We also break patterns. World models learn from what has already happened. People can look at the same pattern and say, "this should stop," even when the past points in the other direction. We can refuse to repeat something harmful. We can choose a new path.

Humans also guide and correct. When we work with AI systems, we shape them. We question their assumptions, point out what they missed, and give context they can't infer. We bring values they don't have. We set boundaries they can't imagine on their own.

And people remain tied to the real world. We have to live with the consequences of what these systems do. That simple fact changes how we make judgments. It also explains why human involvement is not optional, even if the tools get stronger.

So even as AI becomes more capable, people still bring the things that keep decisions grounded in reality like goals, meaning, judgment, context, and responsibility. These are not features you can add to a model. They come from being human.

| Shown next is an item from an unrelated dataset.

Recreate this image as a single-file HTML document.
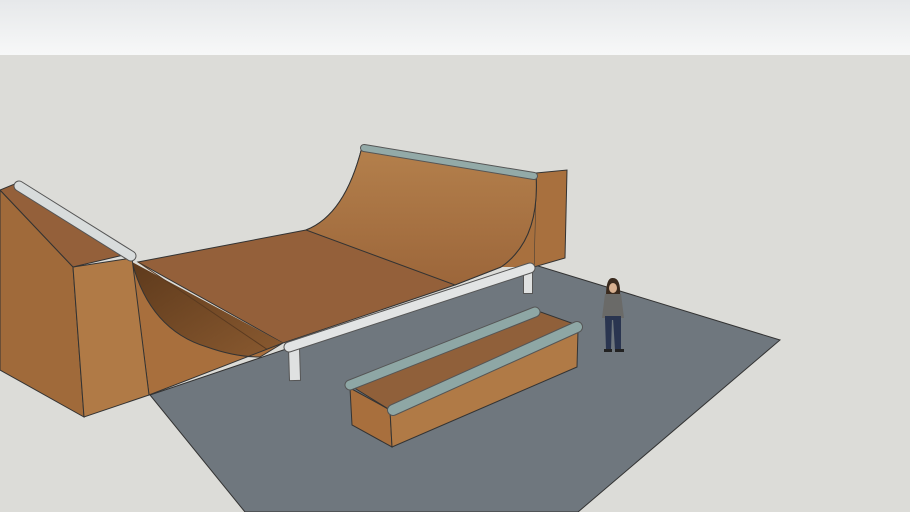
<html><head><style>body{margin:0;width:910px;height:512px;overflow:hidden}</style></head><body>
<svg width="910" height="512" viewBox="0 0 910 512" xmlns="http://www.w3.org/2000/svg">
<defs>
<linearGradient id="sky" x1="0" y1="0" x2="0" y2="1"><stop offset="0" stop-color="#e6e8ea"/><stop offset="1" stop-color="#f7f8f8"/></linearGradient>
<linearGradient id="lc" x1="0" y1="0" x2="1" y2="1"><stop offset="0" stop-color="#5e3a1c"/><stop offset="1" stop-color="#8a5a30"/></linearGradient>
<linearGradient id="rc" x1="0" y1="0" x2="0" y2="1"><stop offset="0" stop-color="#b4804c"/><stop offset="1" stop-color="#9c663a"/></linearGradient>
</defs>
<rect width="910" height="55" fill="url(#sky)"/>
<rect y="55" width="910" height="457" fill="#dcdcd8"/>
<polygon points="150,395 535,265 780,340 578,512 245,512" fill="#6f777e" stroke="#333" stroke-width="1"/>
<!-- back tower -->
<polygon points="536,173 567,170 565,258 534,267" fill="#a8703e" stroke="#333" stroke-width="1"/>
<!-- right side panel under curve -->
<path d="M536,175 L534,267 L501,267 Q540,240 536,175 Z" fill="#a8703e"/>
<!-- ramp floor + transitions -->
<path d="M138,262 L306,230 Q345,215 362,147 L536,175 Q540,240 501,267 L455,285 L283,343 Z" fill="#94603a" stroke="#333" stroke-width="1"/>
<path d="M306,230 Q345,215 362,147 L536,175 Q540,240 501,267 L455,285 Z" fill="url(#rc)" stroke="#333" stroke-width="1"/>
<path d="M132,262 Q150,330 207,347 Q235,357 260,357 L283,343 Z" fill="url(#lc)"/>
<line x1="138" y1="262" x2="268" y2="350" stroke="#5a3a20" stroke-width="1"/>
<!-- side panel -->
<path d="M132,262 Q150,330 207,347 Q235,357 260,357 L283,343 L149,395 Z" fill="#a86f3d" stroke="#333" stroke-width="1"/>
<!-- left tower -->
<polygon points="0,190 73,267 84,417 0,370" fill="#a06a3a" stroke="#333" stroke-width="1"/>
<polygon points="73,267 132,258 149,395 84,417" fill="#b07a46" stroke="#333" stroke-width="1"/>
<polygon points="0,190 17,183 132,253 73,267" fill="#94603a" stroke="#333" stroke-width="1"/>
<line x1="19" y1="186" x2="131" y2="256" stroke="#555" stroke-width="11" stroke-linecap="round"/>
<line x1="19" y1="186" x2="131" y2="256" stroke="#d8dcdc" stroke-width="9" stroke-linecap="round"/>
<!-- coping right -->
<line x1="364" y1="148" x2="534" y2="176" stroke="#555" stroke-width="8" stroke-linecap="round"/>
<line x1="364" y1="148" x2="534" y2="176" stroke="#93aaa8" stroke-width="6" stroke-linecap="round"/>
<!-- grind rail -->
<line x1="528" y1="268" x2="528" y2="294" stroke="#555" stroke-width="10"/>
<line x1="528" y1="268" x2="528" y2="293" stroke="#dfe1e1" stroke-width="8"/>
<line x1="294" y1="348" x2="295" y2="381" stroke="#555" stroke-width="12"/>
<line x1="294" y1="348" x2="295" y2="380" stroke="#dfe1e1" stroke-width="10"/>
<line x1="289" y1="347" x2="530" y2="268" stroke="#555" stroke-width="11" stroke-linecap="round"/>
<line x1="289" y1="347" x2="530" y2="268" stroke="#e2e4e4" stroke-width="9" stroke-linecap="round"/>
<!-- box -->
<polygon points="350,388 390,410 392,447 352,425" fill="#a86f3d" stroke="#333" stroke-width="1"/>
<polygon points="390,410 578,330 577,367 392,447" fill="#b07a46" stroke="#333" stroke-width="1"/>
<polygon points="348,384 535,310 580,326 390,410" fill="#90603a" stroke="#333" stroke-width="1"/>
<line x1="350" y1="385" x2="535" y2="312" stroke="#555" stroke-width="11" stroke-linecap="round"/>
<line x1="350" y1="385" x2="535" y2="312" stroke="#8ea7a5" stroke-width="9" stroke-linecap="round"/>
<line x1="393" y1="410" x2="577" y2="327" stroke="#555" stroke-width="12" stroke-linecap="round"/>
<line x1="393" y1="410" x2="577" y2="327" stroke="#8ea7a5" stroke-width="10" stroke-linecap="round"/>
<!-- person -->
<path d="M606,296 Q606,277 613,278 Q621,278 620,296 Z" fill="#3a2a1e"/>
<ellipse cx="613" cy="288" rx="4" ry="5" fill="#d8b090"/>
<path d="M605,294 L621,294 L624,318 L602,318 Z" fill="#6a6a68"/>
<rect x="605" y="316" width="16" height="4" fill="#2a3550"/>
<path d="M605,318 L612,318 L611,350 L606,350 Z M613,318 L621,318 L621,350 L615,350 Z" fill="#2a3550"/>
<rect x="604" y="349" width="8" height="3" fill="#222"/><rect x="615" y="349" width="9" height="3" fill="#222"/>
</svg>
</body></html>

Questions that matter going forward

I don't have answers here. At this stage, the questions feel more important than any conclusions. Here are some I am sitting with:

  • How much of our work should live in simulation, and how much should stay grounded in real human experience?
  • How do we design world models that make room for social norms, institutions, and context, not just physics or reward?
  • What does "good collaboration" mean when an AI system can act alongside us, not just talk to us from the outside?
  • How do we keep people learning and curious when an agent can practice inside a simulated world for hours while we sleep?
  • What happens to expertise when humans and tools share the same internal model of a task or environment?
  • And more broadly, which parts of judgment, meaning, and responsibility remain on the human side, no matter how capable these systems become?

If we stay honest about what we don't know yet, the shift from "reader" to "player" might open up better ways of working.